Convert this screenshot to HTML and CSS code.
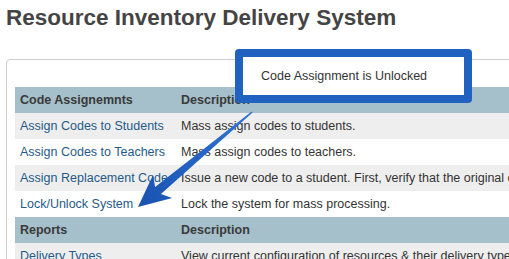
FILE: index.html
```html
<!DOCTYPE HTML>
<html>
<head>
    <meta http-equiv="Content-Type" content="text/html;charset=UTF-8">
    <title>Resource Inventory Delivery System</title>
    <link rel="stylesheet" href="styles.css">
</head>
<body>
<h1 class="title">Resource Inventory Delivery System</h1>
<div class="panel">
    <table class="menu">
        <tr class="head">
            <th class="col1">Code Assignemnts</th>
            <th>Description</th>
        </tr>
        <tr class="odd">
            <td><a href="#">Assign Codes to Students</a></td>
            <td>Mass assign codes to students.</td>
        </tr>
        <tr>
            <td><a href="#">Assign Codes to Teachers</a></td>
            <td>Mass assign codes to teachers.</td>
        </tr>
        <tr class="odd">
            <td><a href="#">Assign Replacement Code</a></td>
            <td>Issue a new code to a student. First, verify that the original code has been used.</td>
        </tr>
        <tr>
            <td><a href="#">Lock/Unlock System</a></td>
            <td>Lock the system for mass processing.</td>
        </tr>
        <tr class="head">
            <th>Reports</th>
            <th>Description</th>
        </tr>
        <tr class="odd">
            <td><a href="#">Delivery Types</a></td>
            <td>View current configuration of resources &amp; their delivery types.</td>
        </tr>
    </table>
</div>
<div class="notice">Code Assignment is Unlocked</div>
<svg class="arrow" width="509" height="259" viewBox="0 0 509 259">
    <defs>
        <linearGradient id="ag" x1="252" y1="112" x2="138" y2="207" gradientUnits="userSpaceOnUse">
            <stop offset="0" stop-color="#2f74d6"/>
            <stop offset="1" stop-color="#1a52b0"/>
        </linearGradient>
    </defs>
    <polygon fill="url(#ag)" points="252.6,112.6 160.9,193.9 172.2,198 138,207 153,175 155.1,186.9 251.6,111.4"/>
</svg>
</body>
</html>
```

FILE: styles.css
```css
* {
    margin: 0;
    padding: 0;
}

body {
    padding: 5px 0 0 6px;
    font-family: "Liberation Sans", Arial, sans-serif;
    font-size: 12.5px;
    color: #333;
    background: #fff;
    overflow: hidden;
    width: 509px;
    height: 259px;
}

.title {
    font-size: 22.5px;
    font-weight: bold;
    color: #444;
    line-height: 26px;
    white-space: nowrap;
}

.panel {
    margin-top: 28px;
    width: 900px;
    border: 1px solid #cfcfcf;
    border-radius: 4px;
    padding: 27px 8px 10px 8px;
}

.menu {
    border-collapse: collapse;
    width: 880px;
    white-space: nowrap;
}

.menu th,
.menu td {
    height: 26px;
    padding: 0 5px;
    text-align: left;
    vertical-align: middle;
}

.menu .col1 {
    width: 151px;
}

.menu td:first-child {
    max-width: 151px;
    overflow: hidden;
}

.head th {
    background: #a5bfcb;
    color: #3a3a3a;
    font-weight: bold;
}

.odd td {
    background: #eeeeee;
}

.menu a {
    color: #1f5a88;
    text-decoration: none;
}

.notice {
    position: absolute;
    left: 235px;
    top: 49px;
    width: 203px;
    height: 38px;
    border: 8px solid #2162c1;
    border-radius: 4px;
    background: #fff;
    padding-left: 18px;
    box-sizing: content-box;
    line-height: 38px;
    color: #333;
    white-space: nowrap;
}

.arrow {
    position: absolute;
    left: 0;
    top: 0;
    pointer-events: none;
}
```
※
[Prompt]
Make an exact copy of the listing above. Do not include the pictures.

[Output]
Convert this screenshot to HTML and CSS code.
FILE: index.html
```html
<!DOCTYPE HTML>
<html>
<head>
    <meta http-equiv="Content-Type" content="text/html;charset=UTF-8">
    <title>Resource Inventory Delivery System</title>
    <link rel="stylesheet" href="styles.css">
</head>
<body>
<h1 class="title">Resource Inventory Delivery System</h1>
<div class="panel">
    <table class="menu">
        <tr class="head">
            <th class="col1">Code Assignemnts</th>
            <th>Description</th>
        </tr>
        <tr class="odd">
            <td><a href="#">Assign Codes to Students</a></td>
            <td>Mass assign codes to students.</td>
        </tr>
        <tr>
            <td><a href="#">Assign Codes to Teachers</a></td>
            <td>Mass assign codes to teachers.</td>
        </tr>
        <tr class="odd">
            <td><a href="#">Assign Replacement Code</a></td>
            <td>Issue a new code to a student. First, verify that the original code has been used.</td>
        </tr>
        <tr>
            <td><a href="#">Lock/Unlock System</a></td>
            <td>Lock the system for mass processing.</td>
        </tr>
        <tr class="head">
            <th>Reports</th>
            <th>Description</th>
        </tr>
        <tr class="odd">
            <td><a href="#">Delivery Types</a></td>
            <td>View current configuration of resources &amp; their delivery types.</td>
        </tr>
    </table>
</div>
<div class="notice">Code Assignment is Unlocked</div>
<svg class="arrow" width="509" height="259" viewBox="0 0 509 259">
    <defs>
        <linearGradient id="ag" x1="252" y1="112" x2="138" y2="207" gradientUnits="userSpaceOnUse">
            <stop offset="0" stop-color="#2f74d6"/>
            <stop offset="1" stop-color="#1a52b0"/>
        </linearGradient>
    </defs>
    <polygon fill="url(#ag)" points="252.6,112.6 160.9,193.9 172.2,198 138,207 153,175 155.1,186.9 251.6,111.4"/>
</svg>
</body>
</html>
```

FILE: styles.css
```css
* {
    margin: 0;
    padding: 0;
}

body {
    padding: 5px 0 0 6px;
    font-family: "Liberation Sans", Arial, sans-serif;
    font-size: 12.5px;
    color: #333;
    background: #fff;
    overflow: hidden;
    width: 509px;
    height: 259px;
}

.title {
    font-size: 22.5px;
    font-weight: bold;
    color: #444;
    line-height: 26px;
    white-space: nowrap;
}

.panel {
    margin-top: 28px;
    width: 900px;
    border: 1px solid #cfcfcf;
    border-radius: 4px;
    padding: 27px 8px 10px 8px;
}

.menu {
    border-collapse: collapse;
    width: 880px;
    white-space: nowrap;
}

.menu th,
.menu td {
    height: 26px;
    padding: 0 5px;
    text-align: left;
    vertical-align: middle;
}

.menu .col1 {
    width: 151px;
}

.menu td:first-child {
    max-width: 151px;
    overflow: hidden;
}

.head th {
    background: #a5bfcb;
    color: #3a3a3a;
    font-weight: bold;
}

.odd td {
    background: #eeeeee;
}

.menu a {
    color: #1f5a88;
    text-decoration: none;
}

.notice {
    position: absolute;
    left: 235px;
    top: 49px;
    width: 203px;
    height: 38px;
    border: 8px solid #2162c1;
    border-radius: 4px;
    background: #fff;
    padding-left: 18px;
    box-sizing: content-box;
    line-height: 38px;
    color: #333;
    white-space: nowrap;
}

.arrow {
    position: absolute;
    left: 0;
    top: 0;
    pointer-events: none;
}
```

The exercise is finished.